Write every line out verbatim and omit the pictures.
* Begin PROVIDED MATERIAL *
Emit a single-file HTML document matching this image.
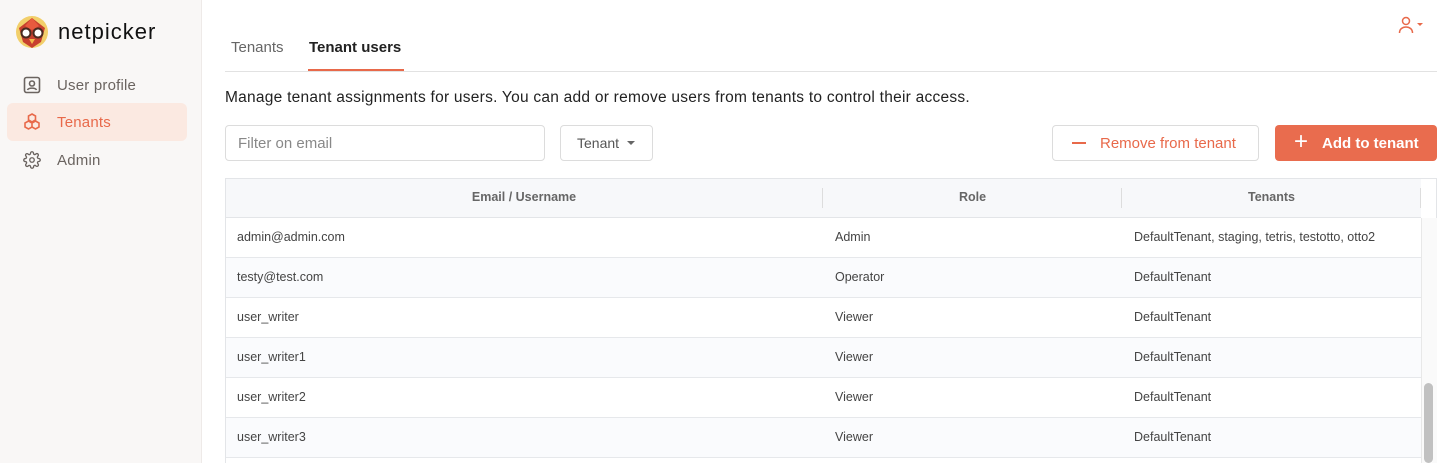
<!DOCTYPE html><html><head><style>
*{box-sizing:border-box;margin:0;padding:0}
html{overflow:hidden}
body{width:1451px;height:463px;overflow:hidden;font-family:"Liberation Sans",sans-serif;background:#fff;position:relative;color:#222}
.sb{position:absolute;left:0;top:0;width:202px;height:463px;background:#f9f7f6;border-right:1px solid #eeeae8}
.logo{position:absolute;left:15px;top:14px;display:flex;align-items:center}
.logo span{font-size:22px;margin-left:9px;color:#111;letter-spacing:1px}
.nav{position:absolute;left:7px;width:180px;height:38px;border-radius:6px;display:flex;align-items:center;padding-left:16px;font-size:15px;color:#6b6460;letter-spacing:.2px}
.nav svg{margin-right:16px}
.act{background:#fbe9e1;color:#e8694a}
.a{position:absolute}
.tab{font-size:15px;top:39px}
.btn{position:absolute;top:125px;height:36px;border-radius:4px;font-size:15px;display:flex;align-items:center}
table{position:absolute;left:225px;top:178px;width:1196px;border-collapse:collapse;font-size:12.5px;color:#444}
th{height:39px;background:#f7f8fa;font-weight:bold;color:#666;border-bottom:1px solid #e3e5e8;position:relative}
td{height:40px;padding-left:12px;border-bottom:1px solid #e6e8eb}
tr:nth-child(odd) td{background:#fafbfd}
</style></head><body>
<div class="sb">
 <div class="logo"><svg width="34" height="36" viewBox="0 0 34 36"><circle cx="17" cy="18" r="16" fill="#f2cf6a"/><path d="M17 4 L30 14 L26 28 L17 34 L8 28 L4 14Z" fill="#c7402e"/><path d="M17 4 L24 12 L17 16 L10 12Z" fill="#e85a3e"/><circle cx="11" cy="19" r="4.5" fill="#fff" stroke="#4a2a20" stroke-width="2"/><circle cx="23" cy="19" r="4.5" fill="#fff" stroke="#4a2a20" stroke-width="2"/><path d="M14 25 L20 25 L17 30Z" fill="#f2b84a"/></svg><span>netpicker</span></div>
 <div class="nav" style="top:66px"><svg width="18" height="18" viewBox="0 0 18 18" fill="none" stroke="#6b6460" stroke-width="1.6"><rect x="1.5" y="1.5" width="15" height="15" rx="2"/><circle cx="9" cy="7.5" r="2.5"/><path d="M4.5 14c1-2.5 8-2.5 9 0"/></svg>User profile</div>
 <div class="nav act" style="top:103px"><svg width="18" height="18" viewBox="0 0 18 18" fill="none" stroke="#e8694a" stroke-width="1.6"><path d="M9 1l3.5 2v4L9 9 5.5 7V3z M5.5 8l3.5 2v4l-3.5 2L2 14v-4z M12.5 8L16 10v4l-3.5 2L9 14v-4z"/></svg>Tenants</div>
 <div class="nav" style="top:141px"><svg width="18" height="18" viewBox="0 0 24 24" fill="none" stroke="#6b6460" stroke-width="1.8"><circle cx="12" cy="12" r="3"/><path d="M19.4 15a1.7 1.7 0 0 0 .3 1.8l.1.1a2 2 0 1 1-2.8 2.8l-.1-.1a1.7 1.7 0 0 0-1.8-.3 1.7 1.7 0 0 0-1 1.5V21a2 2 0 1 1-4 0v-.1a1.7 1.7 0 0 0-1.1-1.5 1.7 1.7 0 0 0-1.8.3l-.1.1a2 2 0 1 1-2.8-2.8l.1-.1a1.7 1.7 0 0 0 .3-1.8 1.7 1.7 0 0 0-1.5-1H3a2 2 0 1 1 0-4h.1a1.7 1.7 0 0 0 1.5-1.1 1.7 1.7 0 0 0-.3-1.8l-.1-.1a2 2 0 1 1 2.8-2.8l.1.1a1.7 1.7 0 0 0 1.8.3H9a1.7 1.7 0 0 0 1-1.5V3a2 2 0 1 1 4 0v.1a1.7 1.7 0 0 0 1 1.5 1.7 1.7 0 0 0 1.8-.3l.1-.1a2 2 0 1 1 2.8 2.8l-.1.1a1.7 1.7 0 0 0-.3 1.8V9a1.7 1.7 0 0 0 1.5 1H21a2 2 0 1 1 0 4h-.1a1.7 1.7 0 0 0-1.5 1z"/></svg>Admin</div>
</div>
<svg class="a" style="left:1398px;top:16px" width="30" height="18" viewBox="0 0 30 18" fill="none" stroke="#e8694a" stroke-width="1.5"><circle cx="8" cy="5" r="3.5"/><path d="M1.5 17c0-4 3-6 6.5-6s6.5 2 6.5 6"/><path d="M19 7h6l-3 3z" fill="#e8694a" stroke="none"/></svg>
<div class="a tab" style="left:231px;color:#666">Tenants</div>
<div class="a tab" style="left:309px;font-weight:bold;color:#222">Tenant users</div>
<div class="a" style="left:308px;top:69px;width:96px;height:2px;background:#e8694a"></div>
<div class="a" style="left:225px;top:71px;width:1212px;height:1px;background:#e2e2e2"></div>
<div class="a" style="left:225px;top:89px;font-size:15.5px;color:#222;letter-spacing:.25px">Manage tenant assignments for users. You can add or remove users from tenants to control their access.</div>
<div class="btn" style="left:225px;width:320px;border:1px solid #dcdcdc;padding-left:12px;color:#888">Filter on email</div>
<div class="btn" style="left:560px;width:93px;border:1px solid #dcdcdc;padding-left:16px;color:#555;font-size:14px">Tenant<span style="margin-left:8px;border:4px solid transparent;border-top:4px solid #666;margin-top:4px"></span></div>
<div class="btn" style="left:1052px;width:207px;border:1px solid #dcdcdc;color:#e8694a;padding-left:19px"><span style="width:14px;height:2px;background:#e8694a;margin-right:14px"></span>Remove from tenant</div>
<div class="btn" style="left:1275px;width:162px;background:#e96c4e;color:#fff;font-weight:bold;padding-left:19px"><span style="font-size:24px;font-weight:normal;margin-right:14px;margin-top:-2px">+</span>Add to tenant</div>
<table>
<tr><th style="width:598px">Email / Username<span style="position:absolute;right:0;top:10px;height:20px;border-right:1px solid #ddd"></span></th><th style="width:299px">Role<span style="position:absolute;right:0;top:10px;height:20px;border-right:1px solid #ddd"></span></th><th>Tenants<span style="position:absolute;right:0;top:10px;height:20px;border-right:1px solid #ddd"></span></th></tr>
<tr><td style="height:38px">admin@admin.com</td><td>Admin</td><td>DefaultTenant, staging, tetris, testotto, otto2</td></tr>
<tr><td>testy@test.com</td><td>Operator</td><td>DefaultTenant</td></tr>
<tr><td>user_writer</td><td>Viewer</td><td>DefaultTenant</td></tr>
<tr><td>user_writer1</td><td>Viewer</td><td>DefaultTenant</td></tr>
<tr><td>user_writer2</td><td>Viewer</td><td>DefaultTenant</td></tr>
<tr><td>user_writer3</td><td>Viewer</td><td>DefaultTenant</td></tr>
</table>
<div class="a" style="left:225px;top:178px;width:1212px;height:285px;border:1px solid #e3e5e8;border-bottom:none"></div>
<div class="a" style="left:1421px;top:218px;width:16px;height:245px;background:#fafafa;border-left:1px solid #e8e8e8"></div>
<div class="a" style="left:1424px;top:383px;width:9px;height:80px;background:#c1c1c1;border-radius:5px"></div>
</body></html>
* End PROVIDED MATERIAL *
◆ ANSWER TO THIS TASK:
Emit a single-file HTML document matching this image.
<!DOCTYPE html><html><head><style>
*{box-sizing:border-box;margin:0;padding:0}
html{overflow:hidden}
body{width:1451px;height:463px;overflow:hidden;font-family:"Liberation Sans",sans-serif;background:#fff;position:relative;color:#222}
.sb{position:absolute;left:0;top:0;width:202px;height:463px;background:#f9f7f6;border-right:1px solid #eeeae8}
.logo{position:absolute;left:15px;top:14px;display:flex;align-items:center}
.logo span{font-size:22px;margin-left:9px;color:#111;letter-spacing:1px}
.nav{position:absolute;left:7px;width:180px;height:38px;border-radius:6px;display:flex;align-items:center;padding-left:16px;font-size:15px;color:#6b6460;letter-spacing:.2px}
.nav svg{margin-right:16px}
.act{background:#fbe9e1;color:#e8694a}
.a{position:absolute}
.tab{font-size:15px;top:39px}
.btn{position:absolute;top:125px;height:36px;border-radius:4px;font-size:15px;display:flex;align-items:center}
table{position:absolute;left:225px;top:178px;width:1196px;border-collapse:collapse;font-size:12.5px;color:#444}
th{height:39px;background:#f7f8fa;font-weight:bold;color:#666;border-bottom:1px solid #e3e5e8;position:relative}
td{height:40px;padding-left:12px;border-bottom:1px solid #e6e8eb}
tr:nth-child(odd) td{background:#fafbfd}
</style></head><body>
<div class="sb">
 <div class="logo"><svg width="34" height="36" viewBox="0 0 34 36"><circle cx="17" cy="18" r="16" fill="#f2cf6a"/><path d="M17 4 L30 14 L26 28 L17 34 L8 28 L4 14Z" fill="#c7402e"/><path d="M17 4 L24 12 L17 16 L10 12Z" fill="#e85a3e"/><circle cx="11" cy="19" r="4.5" fill="#fff" stroke="#4a2a20" stroke-width="2"/><circle cx="23" cy="19" r="4.5" fill="#fff" stroke="#4a2a20" stroke-width="2"/><path d="M14 25 L20 25 L17 30Z" fill="#f2b84a"/></svg><span>netpicker</span></div>
 <div class="nav" style="top:66px"><svg width="18" height="18" viewBox="0 0 18 18" fill="none" stroke="#6b6460" stroke-width="1.6"><rect x="1.5" y="1.5" width="15" height="15" rx="2"/><circle cx="9" cy="7.5" r="2.5"/><path d="M4.5 14c1-2.5 8-2.5 9 0"/></svg>User profile</div>
 <div class="nav act" style="top:103px"><svg width="18" height="18" viewBox="0 0 18 18" fill="none" stroke="#e8694a" stroke-width="1.6"><path d="M9 1l3.5 2v4L9 9 5.5 7V3z M5.5 8l3.5 2v4l-3.5 2L2 14v-4z M12.5 8L16 10v4l-3.5 2L9 14v-4z"/></svg>Tenants</div>
 <div class="nav" style="top:141px"><svg width="18" height="18" viewBox="0 0 24 24" fill="none" stroke="#6b6460" stroke-width="1.8"><circle cx="12" cy="12" r="3"/><path d="M19.4 15a1.7 1.7 0 0 0 .3 1.8l.1.1a2 2 0 1 1-2.8 2.8l-.1-.1a1.7 1.7 0 0 0-1.8-.3 1.7 1.7 0 0 0-1 1.5V21a2 2 0 1 1-4 0v-.1a1.7 1.7 0 0 0-1.1-1.5 1.7 1.7 0 0 0-1.8.3l-.1.1a2 2 0 1 1-2.8-2.8l.1-.1a1.7 1.7 0 0 0 .3-1.8 1.7 1.7 0 0 0-1.5-1H3a2 2 0 1 1 0-4h.1a1.7 1.7 0 0 0 1.5-1.1 1.7 1.7 0 0 0-.3-1.8l-.1-.1a2 2 0 1 1 2.8-2.8l.1.1a1.7 1.7 0 0 0 1.8.3H9a1.7 1.7 0 0 0 1-1.5V3a2 2 0 1 1 4 0v.1a1.7 1.7 0 0 0 1 1.5 1.7 1.7 0 0 0 1.8-.3l.1-.1a2 2 0 1 1 2.8 2.8l-.1.1a1.7 1.7 0 0 0-.3 1.8V9a1.7 1.7 0 0 0 1.5 1H21a2 2 0 1 1 0 4h-.1a1.7 1.7 0 0 0-1.5 1z"/></svg>Admin</div>
</div>
<svg class="a" style="left:1398px;top:16px" width="30" height="18" viewBox="0 0 30 18" fill="none" stroke="#e8694a" stroke-width="1.5"><circle cx="8" cy="5" r="3.5"/><path d="M1.5 17c0-4 3-6 6.5-6s6.5 2 6.5 6"/><path d="M19 7h6l-3 3z" fill="#e8694a" stroke="none"/></svg>
<div class="a tab" style="left:231px;color:#666">Tenants</div>
<div class="a tab" style="left:309px;font-weight:bold;color:#222">Tenant users</div>
<div class="a" style="left:308px;top:69px;width:96px;height:2px;background:#e8694a"></div>
<div class="a" style="left:225px;top:71px;width:1212px;height:1px;background:#e2e2e2"></div>
<div class="a" style="left:225px;top:89px;font-size:15.5px;color:#222;letter-spacing:.25px">Manage tenant assignments for users. You can add or remove users from tenants to control their access.</div>
<div class="btn" style="left:225px;width:320px;border:1px solid #dcdcdc;padding-left:12px;color:#888">Filter on email</div>
<div class="btn" style="left:560px;width:93px;border:1px solid #dcdcdc;padding-left:16px;color:#555;font-size:14px">Tenant<span style="margin-left:8px;border:4px solid transparent;border-top:4px solid #666;margin-top:4px"></span></div>
<div class="btn" style="left:1052px;width:207px;border:1px solid #dcdcdc;color:#e8694a;padding-left:19px"><span style="width:14px;height:2px;background:#e8694a;margin-right:14px"></span>Remove from tenant</div>
<div class="btn" style="left:1275px;width:162px;background:#e96c4e;color:#fff;font-weight:bold;padding-left:19px"><span style="font-size:24px;font-weight:normal;margin-right:14px;margin-top:-2px">+</span>Add to tenant</div>
<table>
<tr><th style="width:598px">Email / Username<span style="position:absolute;right:0;top:10px;height:20px;border-right:1px solid #ddd"></span></th><th style="width:299px">Role<span style="position:absolute;right:0;top:10px;height:20px;border-right:1px solid #ddd"></span></th><th>Tenants<span style="position:absolute;right:0;top:10px;height:20px;border-right:1px solid #ddd"></span></th></tr>
<tr><td style="height:38px">admin@admin.com</td><td>Admin</td><td>DefaultTenant, staging, tetris, testotto, otto2</td></tr>
<tr><td>testy@test.com</td><td>Operator</td><td>DefaultTenant</td></tr>
<tr><td>user_writer</td><td>Viewer</td><td>DefaultTenant</td></tr>
<tr><td>user_writer1</td><td>Viewer</td><td>DefaultTenant</td></tr>
<tr><td>user_writer2</td><td>Viewer</td><td>DefaultTenant</td></tr>
<tr><td>user_writer3</td><td>Viewer</td><td>DefaultTenant</td></tr>
</table>
<div class="a" style="left:225px;top:178px;width:1212px;height:285px;border:1px solid #e3e5e8;border-bottom:none"></div>
<div class="a" style="left:1421px;top:218px;width:16px;height:245px;background:#fafafa;border-left:1px solid #e8e8e8"></div>
<div class="a" style="left:1424px;top:383px;width:9px;height:80px;background:#c1c1c1;border-radius:5px"></div>
</body></html>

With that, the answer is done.